Ainda que dados da pesquisa tomem como base SP e PE, coordenadora garante que recomendações são aplicáveis a todos os estados brasileiros | Foto: Ramiro Furquim/Sul21
São Paulo tem polícia mais violenta do país
Segundo a pesquisa “Regulação Sobre Uso da Força Policial” não há controle do trabalho cotidiano dos policiais, faltam documentos de registros de atividades da polícia e, apesar de algumas polícias terem melhor estrutura, as abordagens nem sempre utilizam a primeira e principal arma para mediar conflitos: a verbalização. “Quanto mais o policial tiver que prestar contas, menos chance ele terá de praticar algum abuso. Os policiais passam por formações muito básicas, precisam de formação cotidiana que requer mais investimento do Estado e tempo dos sargentos para coordenar este trabalho”, diz a coordenadora do Instituto Sou da Paz, Carolina Ricardo.
Segundo ela, a escolha por Pernambuco e São Paulo foi para tentar abranger o todo do país, pegando as principais regiões – Nordeste, Sudeste e Sul. O Rio Grande do Sul, porém, ficou de fora por falta de recursos da entidade. Mas Carolina Ricardo diz que as recomendações feitas na pesquisa são para as polícias militares de todo país. “O uso da força não é só letal. Partimos do pressuposto de que todo trabalho da polícia, mesmo sem arma, pressupõe o uso da força. É uma visão que ainda precisa ser consolidada por Estado, academia e mídia”, afirma.
O uso da força tem vários níveis, diz Carolina. O policial fardado na rua já é uma postura de força e pode inibir algumas ações. A força verbal também é considerada força, assim como as técnicas de imobilização. Armas não-letais (taser) e armas letais seriam os demais graus de força utilizados pela polícia. “Quanto mais o policial está bem preparado para entender a amplitude de sua força, mais condições ele tem para fazer uma ronda bem feita, maior a sua capacidade de verbalizar de forma correta e ponderada com as pessoas e maior é a capacidade de mediar um conflito na verbalização sem usar um nível a mais de força”, alega a coordenadora.
Os dados gerais sobre pessoas mortas em confrontos policiais não foram repassados pela Senasp.
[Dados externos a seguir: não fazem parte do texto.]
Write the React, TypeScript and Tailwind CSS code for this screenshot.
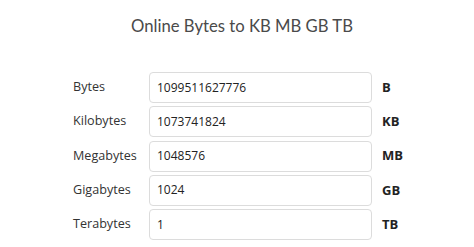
import React from "react";

const rows = [
  { label: "Bytes", value: "1099511627776", unit: "B" },
  { label: "Kilobytes", value: "1073741824", unit: "KB" },
  { label: "Megabytes", value: "1048576", unit: "MB" },
  { label: "Gigabytes", value: "1024", unit: "GB" },
  { label: "Terabytes", value: "1", unit: "TB" },
];

export default function App() {
  return (
    <div className="w-[474px] h-[247px] bg-white overflow-hidden" style={{ fontFamily: '"Open Sans", "Noto Sans", sans-serif' }}>
      <h1 className="text-center text-[16.7px] leading-[24px] text-[#4a4a4a] pt-[14px] pl-[10px] font-normal" style={{ fontFamily: 'Lato, "Open Sans", sans-serif' }}>
        Online Bytes to KB MB GB TB
      </h1>
      <div className="flex flex-col gap-[3.3px] pt-[34px] pl-[73px]">
        {rows.map((r) => (
          <div key={r.unit} className="flex items-center h-[31px]">
            <div className="w-[76px] text-[12.6px] text-[#333]">{r.label}</div>
            <div className="w-[223px] h-[31px] border border-[#dcdcdc] rounded-[4px] flex items-center pl-[7px] text-[12px] text-[#222]">
              {r.value}
            </div>
            <div className="pl-[10px] text-[13px] font-bold text-[#222]">{r.unit}</div>
          </div>
        ))}
      </div>
    </div>
  );
}
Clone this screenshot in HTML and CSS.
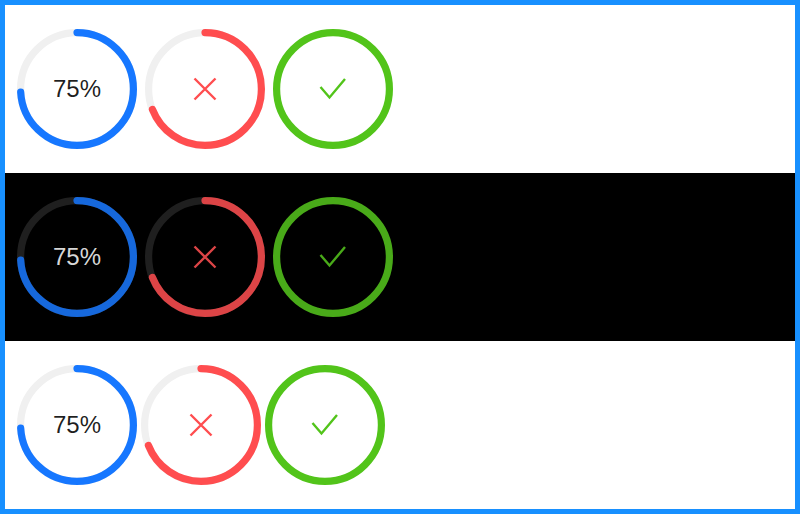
FILE: index.html
```html
<!DOCTYPE html>
<html lang="en">
<head>
    <meta charset="UTF-8">
    <title>Progress</title>
    <link rel="stylesheet" href="styles.css">
</head>
<body>
    <div class="frame">
        <section class="row">
            <div class="progress normal">
                <svg viewBox="0 0 120 120"><circle class="trail" cx="60" cy="60" r="56.4"/><circle class="arc" cx="60" cy="60" r="56.4" stroke-dasharray="262.2 354.4" transform="rotate(-90 60 60)"/></svg>
                <span class="text">75%</span>
            </div>
            <div class="progress exception">
                <svg viewBox="0 0 120 120"><circle class="trail" cx="60" cy="60" r="56.4"/><circle class="arc" cx="60" cy="60" r="56.4" stroke-dasharray="244.5 354.4" transform="rotate(-90 60 60)"/><path class="icon" d="M49.5 49.5 L70.5 70.5 M70.5 49.5 L49.5 70.5"/></svg>
            </div>
            <div class="progress success">
                <svg viewBox="0 0 120 120"><circle class="arc" cx="60" cy="60" r="56.4"/><polyline class="icon" points="47.5,58 56.5,68.5 72,50"/></svg>
            </div>
        </section>

        <section class="row dark">
            <div class="progress normal">
                <svg viewBox="0 0 120 120"><circle class="trail" cx="60" cy="60" r="56.4"/><circle class="arc" cx="60" cy="60" r="56.4" stroke-dasharray="262.2 354.4" transform="rotate(-90 60 60)"/></svg>
                <span class="text">75%</span>
            </div>
            <div class="progress exception">
                <svg viewBox="0 0 120 120"><circle class="trail" cx="60" cy="60" r="56.4"/><circle class="arc" cx="60" cy="60" r="56.4" stroke-dasharray="244.5 354.4" transform="rotate(-90 60 60)"/><path class="icon" d="M49.5 49.5 L70.5 70.5 M70.5 49.5 L49.5 70.5"/></svg>
            </div>
            <div class="progress success">
                <svg viewBox="0 0 120 120"><circle class="arc" cx="60" cy="60" r="56.4"/><polyline class="icon" points="47.5,58 56.5,68.5 72,50"/></svg>
            </div>
        </section>

        <section class="row tight">
            <div class="progress normal">
                <svg viewBox="0 0 120 120"><circle class="trail" cx="60" cy="60" r="56.4"/><circle class="arc" cx="60" cy="60" r="56.4" stroke-dasharray="262.2 354.4" transform="rotate(-90 60 60)"/></svg>
                <span class="text">75%</span>
            </div>
            <div class="progress exception">
                <svg viewBox="0 0 120 120"><circle class="trail" cx="60" cy="60" r="56.4"/><circle class="arc" cx="60" cy="60" r="56.4" stroke-dasharray="244.5 354.4" transform="rotate(-90 60 60)"/><path class="icon" d="M49.5 49.5 L70.5 70.5 M70.5 49.5 L49.5 70.5"/></svg>
            </div>
            <div class="progress success">
                <svg viewBox="0 0 120 120"><circle class="arc" cx="60" cy="60" r="56.4"/><polyline class="icon" points="47.5,58 56.5,68.5 72,50"/></svg>
            </div>
        </section>
    </div>
</body>
</html>
```

FILE: styles.css
```css
* {
    box-sizing: border-box;
}

body {
    margin: 0;
    font-family: "Liberation Sans", Arial, sans-serif;
}

.frame {
    width: 800px;
    height: 514px;
    border: 5px solid #1890ff;
    background-color: #fff;
}

.row {
    display: flex;
    gap: 8px;
    height: 168px;
    padding: 24px 12px;
}

.row.tight {
    gap: 4px;
}

.row.dark {
    background-color: #000;
}

.progress {
    display: grid;
    place-items: center;
    width: 120px;
    height: 120px;
}

.progress > * {
    grid-area: 1 / 1;
}

.progress svg {
    width: 120px;
    height: 120px;
    display: block;
}

.trail,
.arc {
    fill: none;
    stroke-width: 7.2;
}

.arc {
    stroke-linecap: round;
}

.trail {
    stroke: #f0f0f0;
}

.icon {
    fill: none;
    stroke-width: 2.4;
}

.text {
    font-size: 24px;
    line-height: 1;
    color: rgba(0, 0, 0, 0.88);
}

.normal .arc { stroke: #1677ff; }
.exception .arc { stroke: #ff4d4f; }
.exception .icon { stroke: #ff4d4f; }
.success .arc { stroke: #52c41a; }
.success .icon { stroke: #52c41a; }

.dark .trail { stroke: #1f1f1f; }
.dark .text { color: rgba(255, 255, 255, 0.85); }
.dark .normal .arc { stroke: #1668dc; }
.dark .exception .arc,
.dark .exception .icon { stroke: #dc4446; }
.dark .success .arc,
.dark .success .icon { stroke: #49aa19; }
```
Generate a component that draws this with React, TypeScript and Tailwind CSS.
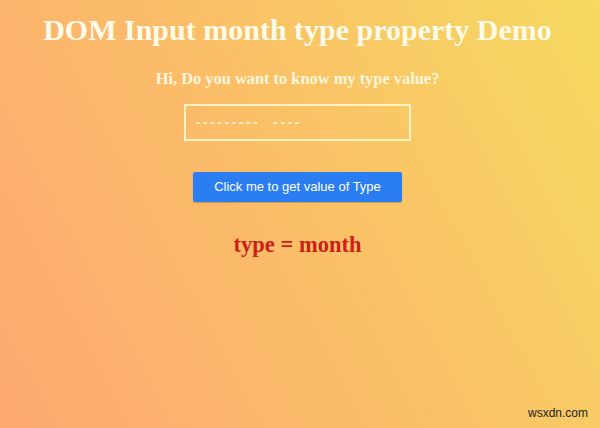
export default function App() {
  return (
    <div className="relative w-[600px] h-[428px] overflow-hidden bg-[linear-gradient(62deg,#fda771_0%,#fbbf68_50%,#f5d960_100%)] font-['Liberation_Serif',serif]">
      <div className="flex flex-col items-center pr-[5px]">
        <h1 className="mt-[12px] text-[30px] leading-[36px] font-bold text-[#fffbe8]">
          DOM Input month type property Demo
        </h1>
        <p className="mt-[22px] text-[16.4px] leading-[18px] font-bold text-[#fff6dc]">
          Hi, Do you want to know my type value?
        </p>
        <div className="mt-[16px] ml-[-1px] w-[227px] h-[37px] border-2 border-[#fff3c4] flex items-center pl-[10px]">
          <span className="font-['Liberation_Sans',sans-serif] font-bold text-[15px] text-[#fff0c8] tracking-[2.2px]">
            ---------&nbsp;&nbsp;----
          </span>
        </div>
        <button className="mt-[31px] w-[209px] h-[30px] bg-[#2b7df2] rounded-[2px] text-white text-[13px] font-['Liberation_Sans',sans-serif] shadow-[0_1px_1px_rgba(0,0,0,0.2)]">
          Click me to get value of Type
        </button>
        <p className="mt-[30px] text-[22.5px] leading-[26px] font-bold text-[#cc1f1a]">
          type = month
        </p>
      </div>
      <div className="absolute right-[12px] bottom-[6px] font-['Liberation_Sans',sans-serif] text-[12px] text-[#222]">
        wsxdn.com
      </div>
    </div>
  );
}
Porém, uma dimensão sobre a realidade do país é possível perceber nos dados da pesquisa do Instituto Sou da Paz sobre São Paulo. A maior metrópole do país tem também uma das polícias mais violentas. De 2004 a 2011, mais de 3,5 mil pessoas foram mortas em confronto com a Polícia Militar de São Paulo. Os números absolutos de mortos pela PM apontam para uma queda entre 2004 e 2008 (com pico de aumento em 2006, anos dos ataques do crime organizado), seguida de um aumento em 2009 e a manutenção em patamares ainda elevados entre 2010 e 2011.
Regina Miki: “As Corregedorias das PMs devem ser mais atuantes, isso dará certeza de que as normas são cumpridas” | Hesíodo Góes/Flickr
Ainda que na pesquisa não tenha sido realizada uma análise detalhada da letalidade nas ações policiais no Brasil, o estudo ressalta que este problema no Brasil também está relacionado à cultura e ao descontrole do uso da força. “O policial é recrutado primeiro na sociedade, enquanto cidadão. Se a nossa cultura é preconceituosa, racista e intolerante, o nosso policial poderá apresentar esta conduta. É a cultura que tem que mudar. Nunca conseguiremos cercar as ocorrências que envolvem policiais. Cada uma tem uma realidade diferente”, diz a secretária nacional de Segurança Pública, Regina Miki.
Formação policial, abertura de dados das Corregedorias e fim do auto de resistência 
Segundo ela, a pesquisa apontou para caminhos essenciais que o governo federal seguirá para reduzir o número de mortes em confronto com as forças de segurança. “Ainda não existe capacitação no sentido de direitos humanos e uso da força de forma diferenciada. Vamos trabalhar nisso. As Corregedorias das PMs devem ser mais atuantes, isso dará certeza de que as normas são cumpridas. Não precisa ser uma Corregedoria punitiva, mas com atuação preventiva para alertar que determinadas condutas são crime”, afirma.
Com base nas dificuldades de acesso aos dados da Corregedoria da PM de São Paulo, a coordenadora do Instituto Sou da Paz afirma que é necessário adotar um controle das práticas policiais maior, com normas bem transparentes para serem seguidas. “Nos casos de força letal envolvendo policial é fundamental criar um procedimento claro. Quem atenderá a ocorrência? Quem apurarár o que aconteceu? A preservação do local do crime é vital. As viaturas devem ter sistema de monitoramento computadorizado e também é necessário um programa de atendimento psicológico. São recomendações que servem para todas as polícias”, defende.
A Senasp encaminhou projeto de lei para apreciação do Congresso Nacional, com previsão de votação para a próxima semana, que prevê alterações no Código Penal. A intenção é que os termos “auto de resistência” e “resistência seguida de morte” não integrem mais os boletins de ocorrência. “Geralmente quando existe auto de resistência possivelmente envolve policiais. Mas geralmente há uma pessoa morta. Portanto, queremos obrigar que a ocorrência seja apurada pelo Judiciário e não simplesmente ocorra o arquivamento de um processo por entender que a morte do autor de uma resistência é que foi consumada. Com isso queremos levar toda e qualquer ocorrência de homicídio para o judiciário. Daremos o direito ao contraditório para o policial, enfim, será tratado como um processo de homicídio”, afirma Regina Miki.